During this fight, the American tank was hit several times and every man in it was killed except the Lieutenant, who was wounded. He was immediately decorated by me. It was one of the linest feats of arms I have ever seen.
The other day I went to a regiment in t he front line near Merzig for the purpose of having a look around. I asked the Colonel to take me to a forward observation post. We drove about a half mile and then dismounted at a woods, as he said it was safer to walk.
We started down a straight road exactly a kilometer long, towards a large brown house. As we approached the house I noticed an enemy pillbox about 250 yards away looking straight down the road, and from this pillbox protruded the muzzle of some kind of gun, either a 20 mm. or a machine gun. I asked the Colonel if the pillbox was occupied, and he said that he thought it was.
In addition to this pillbox, there were about forty others who could see us, but for some unknown reason none of them fired until we reached the house.
About five minutes after we got there, the enemy dropped a concentration known as TOT, that is, all the shells arrive at the same time. This was a concentration of about 50 shells and hit about 75 yards from the house. The only result it produced was to flush two large deer who came galloping by the house.
Personally, I am opposed to observation posts in houses, because if the enemy starts shelling you and the house collapses, you fall so far, especially when the place of observation is on the third floor.

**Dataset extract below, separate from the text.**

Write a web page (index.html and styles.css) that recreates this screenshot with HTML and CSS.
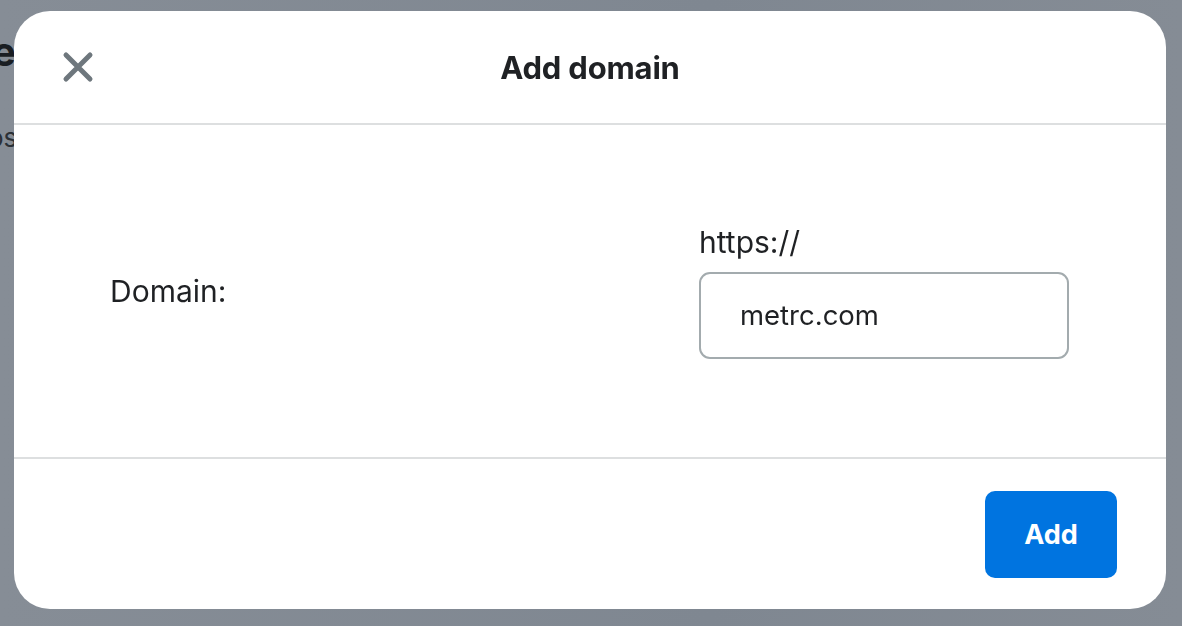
FILE: index.html
```html
<!DOCTYPE html>
<html lang="en">
<head>
<meta charset="utf-8">
<title>Add domain</title>
<link rel="stylesheet" href="styles.css">
</head>
<body>
<div class="page">
  <div class="page-title">e</div>
  <div class="page-sub">os</div>
</div>
<div class="overlay">
  <div class="modal" role="dialog" aria-labelledby="modal-title">
    <header class="modal-header">
      <button class="close-btn" aria-label="Close">
        <svg width="32" height="32" viewBox="0 0 32 32" aria-hidden="true">
          <path d="M4 4 L28 28 M28 4 L4 28" stroke="#6e777d" stroke-width="5" stroke-linecap="round" fill="none"/>
        </svg>
      </button>
      <h2 class="modal-title" id="modal-title">Add domain</h2>
    </header>
    <section class="modal-body">
      <label class="field-label" for="domain">Domain:</label>
      <div class="field">
        <div class="prefix">https://</div>
        <input class="text-input" id="domain" type="text" value="metrc.com">
      </div>
    </section>
    <footer class="modal-footer">
      <button class="primary-btn">Add</button>
    </footer>
  </div>
</div>
</body>
</html>
```
FILE: styles.css
```css
html, body {
  margin: 0;
  height: 100%;
}
body {
  background: linear-gradient(90deg, #868d96, #7f8791 60%, #858c95);
  font-family: "Inter", "Liberation Sans", sans-serif;
  color: #1f2124;
  overflow: hidden;
}
.page {
  padding-top: 28px;
}
.page-title {
  font-size: 40px;
  font-weight: 700;
  margin-left: -8px;
  line-height: 48px;
  color: #1a1e23;
}
.page-sub {
  margin-top: 46px;
  margin-left: -12px;
  font-size: 26px;
  color: #2b3036;
}
.overlay {
  position: fixed;
  inset: 0;
  display: flex;
  align-items: flex-start;
  padding: 11px 16px 17px 14px;
}
.modal {
  width: 1152px;
  height: 598px;
  background: #ffffff;
  border-radius: 36px;
  display: flex;
  flex-direction: column;
  overflow: hidden;
}
.modal-header {
  height: 112px;
  flex: none;
  position: relative;
  display: flex;
  align-items: center;
  justify-content: center;
  border-bottom: 2px solid #dddfe0;
}
.close-btn {
  position: absolute;
  left: 48px;
  top: 40px;
  width: 32px;
  height: 32px;
  padding: 0;
  border: 0;
  background: none;
  display: flex;
}
.modal-title {
  margin: 0;
  font-size: 31px;
  font-weight: 700;
  color: #1f2124;
  letter-spacing: -0.2px;
}
.modal-body {
  flex: none;
  height: 332px;
  border-bottom: 2px solid #dddfe0;
  display: flex;
  align-items: center;
  justify-content: space-between;
  padding: 0 97px 0 96px;
}
.field-label {
  font-size: 30px;
  color: #1f2124;
}
.field {
  width: 370px;
  display: flex;
  flex-direction: column;
  gap: 12px;
}
.prefix {
  font-size: 30px;
  line-height: 36px;
  color: #1f2124;
}
.text-input {
  box-sizing: border-box;
  width: 370px;
  height: 87px;
  border: 2px solid #a3abae;
  border-radius: 11px;
  padding: 0 0 0 39px;
  font: inherit;
  font-size: 27.5px;
  color: #1f2124;
  background: #fff;
  outline: none;
}
.modal-footer {
  flex: 1;
  display: flex;
  align-items: center;
  justify-content: flex-end;
  padding-right: 49px;
}
.primary-btn {
  width: 132px;
  height: 87px;
  border: 0;
  border-radius: 10px;
  background: #0074e0;
  color: #fff;
  font: inherit;
  font-size: 27px;
  font-weight: 700;
}
```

Going back, I decided that I would not walk up the road but went up an apple orchard that seemed extremely sparsely populated with trees.
Since this episode, which was about four days ago, we have made several crossings over the Saar River, and have broken through the first half of the Siegfried Line. I hope we will get through the second half.
The few remaining Metz forts are surrendering due to lack of salt, lack of water, and lack of guts. Just why they hold out at all is a mystery to me since they can do no good and simply get themselves killed. The one we took yesterday had 22 officers and nearly 600 men, a hundred of whom were wounded and had had no medical treatment for many days. They were in a bad state. All of them were lousy.
We hope that the remaining t wo will see the error of their ways this morning. (Just took another, same reason.)
The colonel commanding the fort which surrendered yesterday was very mad when he found that he had not been containing us, since we were using Metz as a resting area and practicing firing with captured German and Russian artillery against the fort. This is a perfectly safe thing to do as the forts seem to be out of artillery ammunition and can fire only machine guns.
These forts are not at all what a fort should be. They consist of a pile of dirt about 10 acres in extent with a 30-foot concrete ditch, about 60 feet wide, around them. This ditch is in turn guarded by a high iron fence with a spiked top, and the bottom of it is full of barbed wire. The inhabitants of the fort live just like moles in concrete tunnels.
When they want to shoot at you, they grind up a thing which looks like a mushroom. This mushroom is a steel cupola which is about 10 inches thick with a gun or machine gun inside of it. After they have fired as much as they please, they grind it down again so that it is not visible.
We have had 2000-lb. bombs bounce off the top of these forts. However, I think that a serious bombing would destroy them. However, our troops are so close that we do not dare to use the heavies and the lights do not carry enough weight.
P.S. Just fell and hurt my coccyx. It hurts like hell. We assault anew in the morning. I will sit on a ring I guess.